5510 sayılı Yasanın 96. maddesi, “Kurumca işverenlere, sigortalılara, isteğe bağlı sigortalılara gelir veya aylık almakta olanlara ve bunların hak sahiplerine, genel sağlık sigortalılarına ve bunların bakmakla yükümlü olduğu kişilere, fazla veya yersiz olarak yapıldığı tespit edilen bu Kanun kapsamındaki her türlü ödemeler;
a)Kasıtlı veya kusurlu davranışlarından doğmuşsa, hatalı işlemin tespit tarihinden geriye doğru en fazla on yıllık sürede yapılan ödemeler, bu ödemelerin yapıldığı tarihlerden,
b)Kurumun hatalı işlemlerinden kaynaklanmışsa, hatalı işlemin tespit tarihinden geriye doğru en fazla beş yıllık sürede yapılan ödemeler toplamı, ilgiliye tebliğ edildiği tarihten itibaren (Değişik ibare:13.02.2011-6111 S.K./44.mad) yirmi dört ay içinde yapılacak ödemelerde faizsiz, (Değişik ibare:13.02.2011 - 6111 S.K./44.mad) yirmi dört aylık sürenin dolduğu tarihten sonra yapılacak ödemelerde ise bu süre sonundan, itibaren hesaplanacak olan kanunî faizi ile birlikte, ilgililerin Kurumdan alacağı varsa bu alacaklarından mahsup edilir, alacakları yoksa genel hükümlere göre geri alınır…” hükmünü içermektedir.
Konuya ilişkin 5510 sayılı Yasa öncesi mevzuata bakıldığında, 506 sayılı Yasanın "Yersiz ve yanlış ödemelerin tahsili"ni düzenleyen 121. maddesinde yersiz ödeme halinde iade yükümünün kapsamını belirleyen bir düzenleme bulunmadığı gibi, anılan Yasa içeriğinde konuyu düzenleyen başka bir düzenlemenin de yer almadığı görülmektedir. 5510 sayılı Yasanın 96. maddesi ile 506 sayılı Yasada yer almayan yeni bir düzenleme getirilmiş, sebepsiz zenginleşmenin kasıtlı kusurlu davranıştan veya Kurumun hatalı işleminden kaynaklanmasına bağlı olarak istirdadı mümkün ödeme miktarları belirlenmiştir.

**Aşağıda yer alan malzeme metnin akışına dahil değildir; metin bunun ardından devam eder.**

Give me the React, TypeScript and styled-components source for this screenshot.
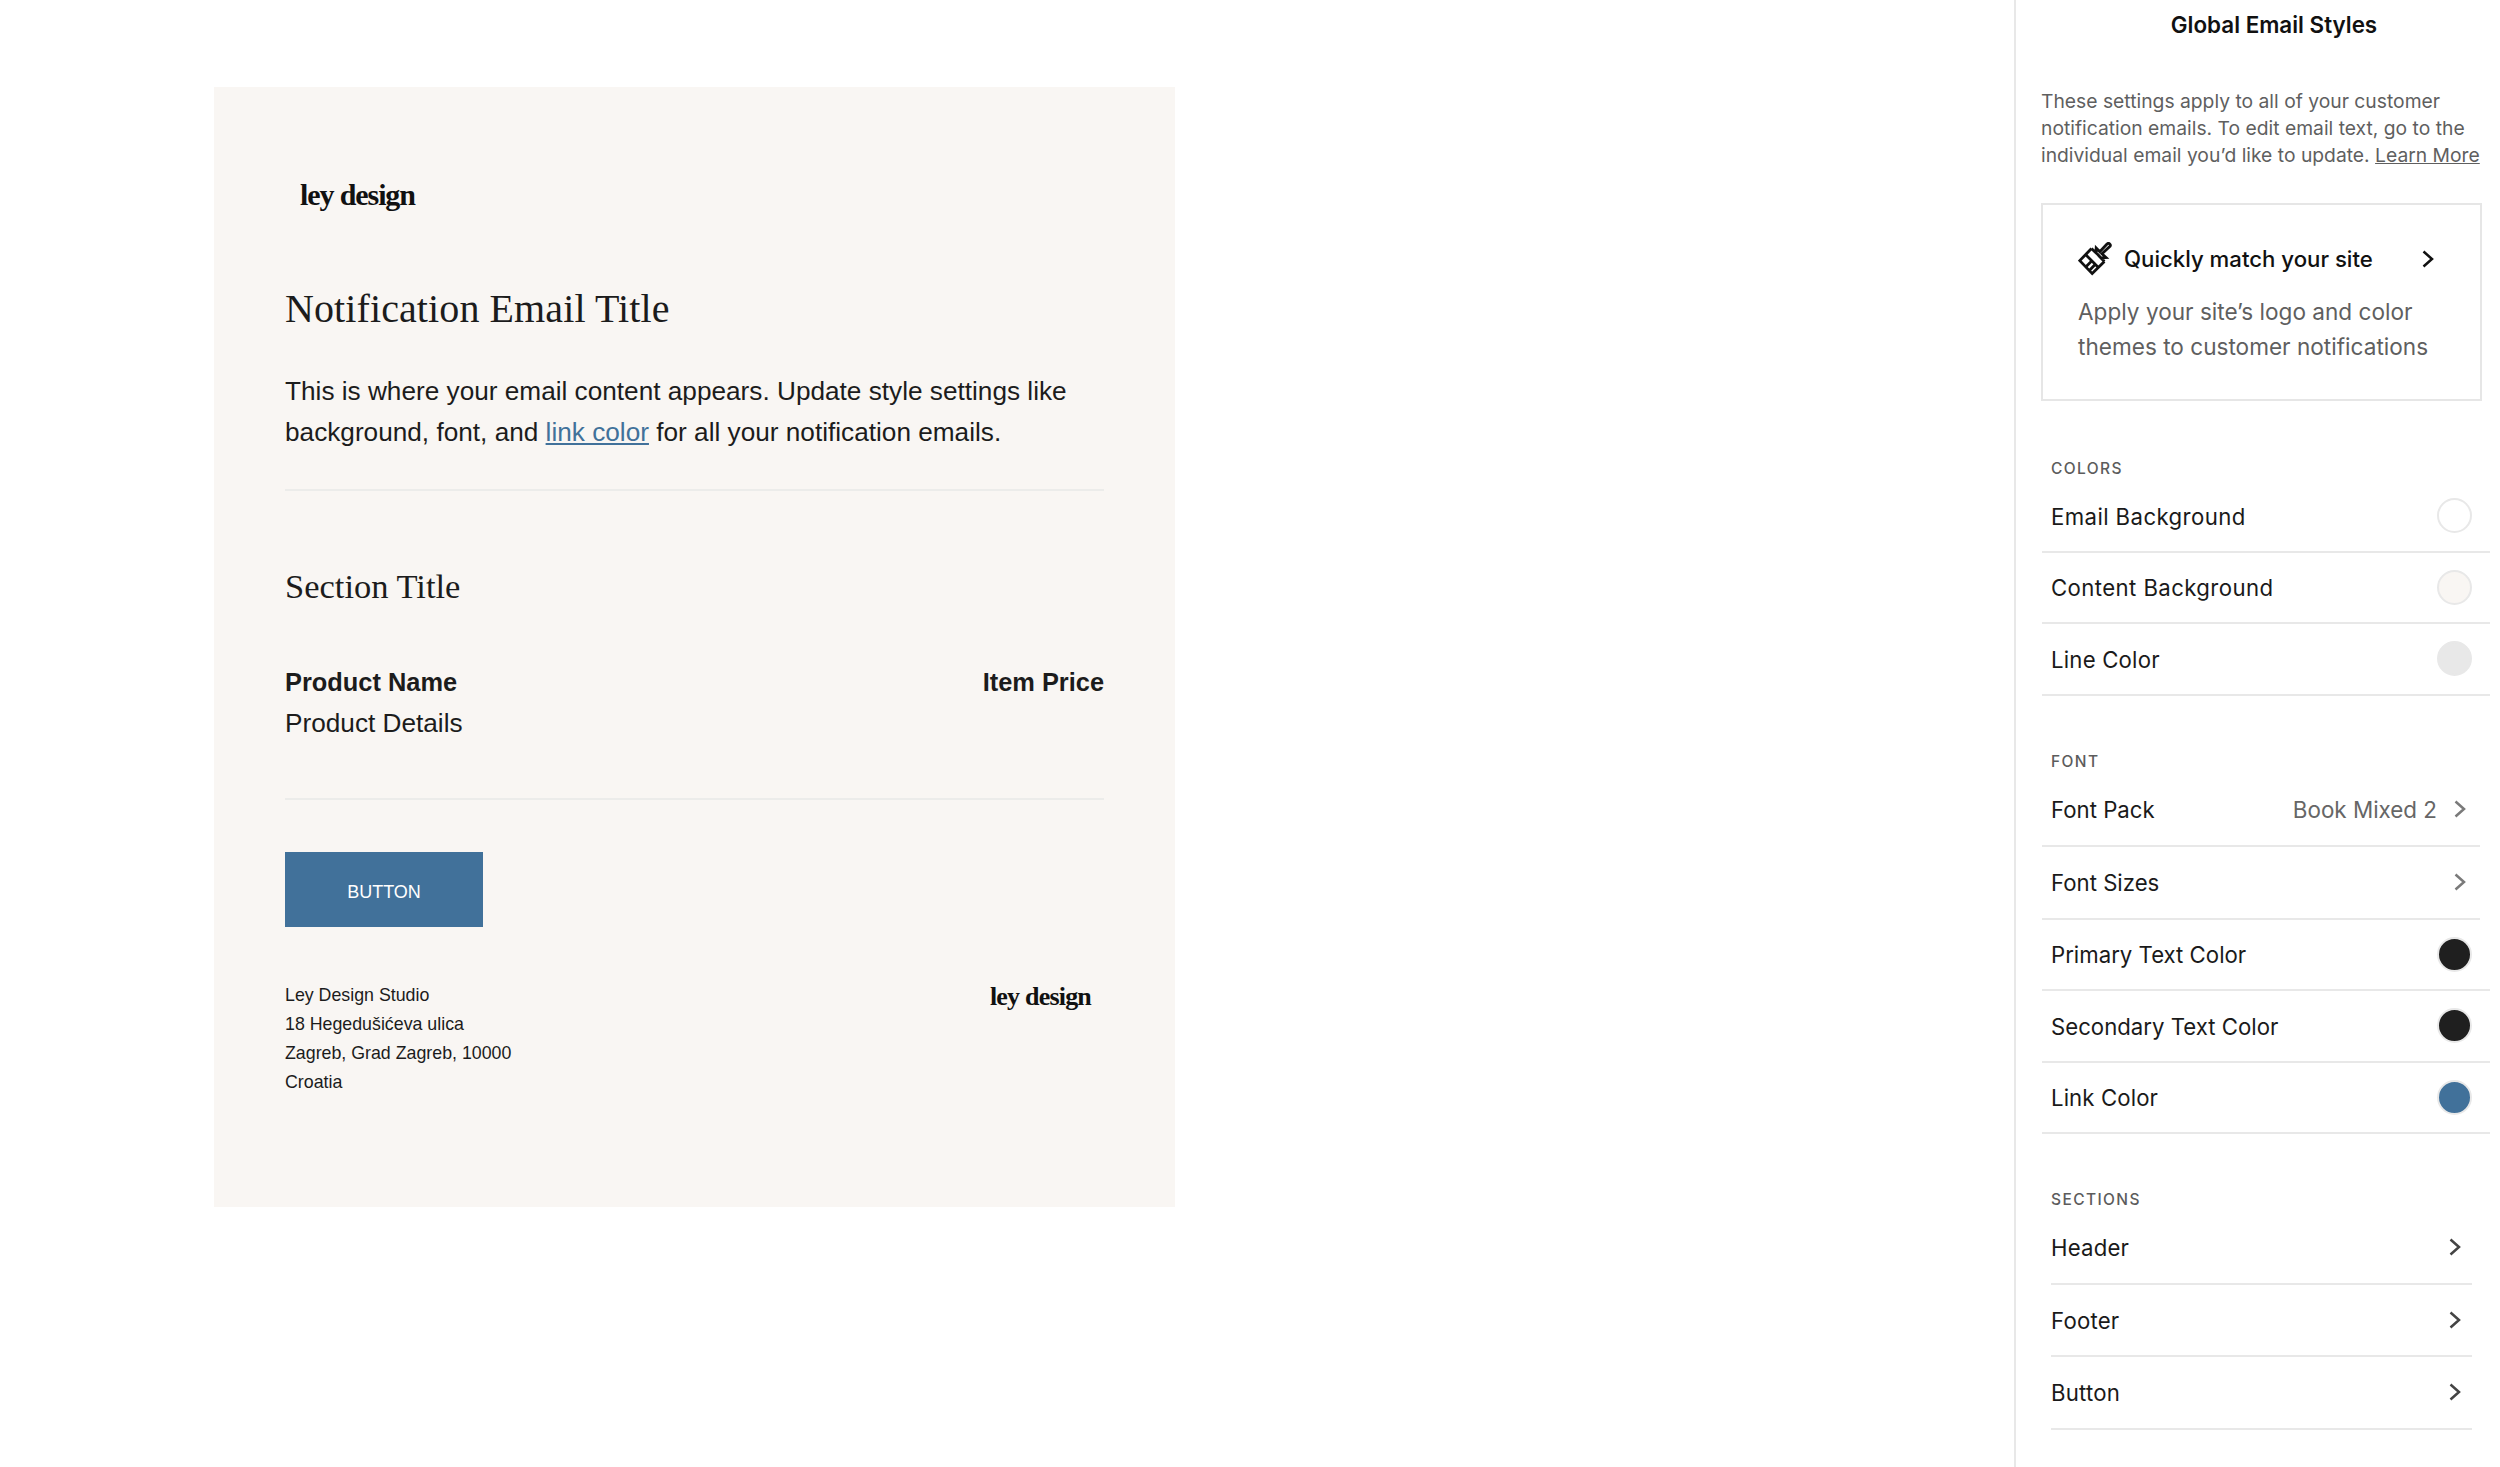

Kapsam belirlendikten sonra, ilgilinin Kurumdan alacağı yoksa geri alma işleminin genel hükümlere göre yapılacağı öngörülmüştür. 5510 sayılı Yasanın geçici maddelerinde ise, yersiz ödemelerin tahsili konusunda önceki hükümlerin uygulanması gereğini öngören herhangi bir kural yer almamaktadır.
Belirtilen nedenlerle; 5510 sayılı Yasanın 96. maddesi hükmünün, Kurumun yersiz ödemeden kaynaklanan alacakları konusunda süren uyuşmazlıklara uygulanması gerekmektedir.
Somut uyuşmazlıkta, iadeyle yükümlü olunan tutarın belirlenmesinde, 5510 sayılı Yasanın 96. maddesiyle getirilen düzenleme, Borçlar Kanununun 63. maddesine göre sebepsiz zenginleşmede iade konusuna ilişkin özel bir düzenleme niteliğinde olup; zamanaşımı hükmü olarak nitelenmesine olanak bulunmadığından, iadenin kapsamını belirlerken, Borçlar Kanununun 63. maddesinin uygulama olanağı bulunmayıp, 5510 sayılı Yasanın 96. maddesi çerçevesinde değerlendirme yapılması zorunlu bulunmaktadır.
Hal böyle olunca, davalının yaşlılık aylığı tahsis talebinde, iş kazasından aldığı geliri gizleyip gizlemediği, yaşlılık aylığı tahsisinde; Kurumca, davalıya bu yönde soru yöneltilip yöneltilmediği araştırılarak, hatalı işlemin davalının mı, Kurumun mu, kusurlu hareketinden kaynaklandığı tespit edilerek, anılan madde çerçevesinde davalının sorumlu olduğu miktarın belirlenmesi gerekirken, hatalı değerlendirme sonucu, yazılı şekilde hüküm kurulması, usul ve yasaya aykırı olup bozma nedenidir.
O hâlde, davalı vekilinin bu yönleri amaçlayan temyiz itirazları kabul edilmeli ve hüküm bozulmalıdır.
SONUÇ: Temyiz edilen hükmün yukarıda açıklanan nedenlerle BOZULMASINA, temyiz harcının istek halinde davalıya iadesine, 18.02.2013 gününde oybirliğiyle karar verildi.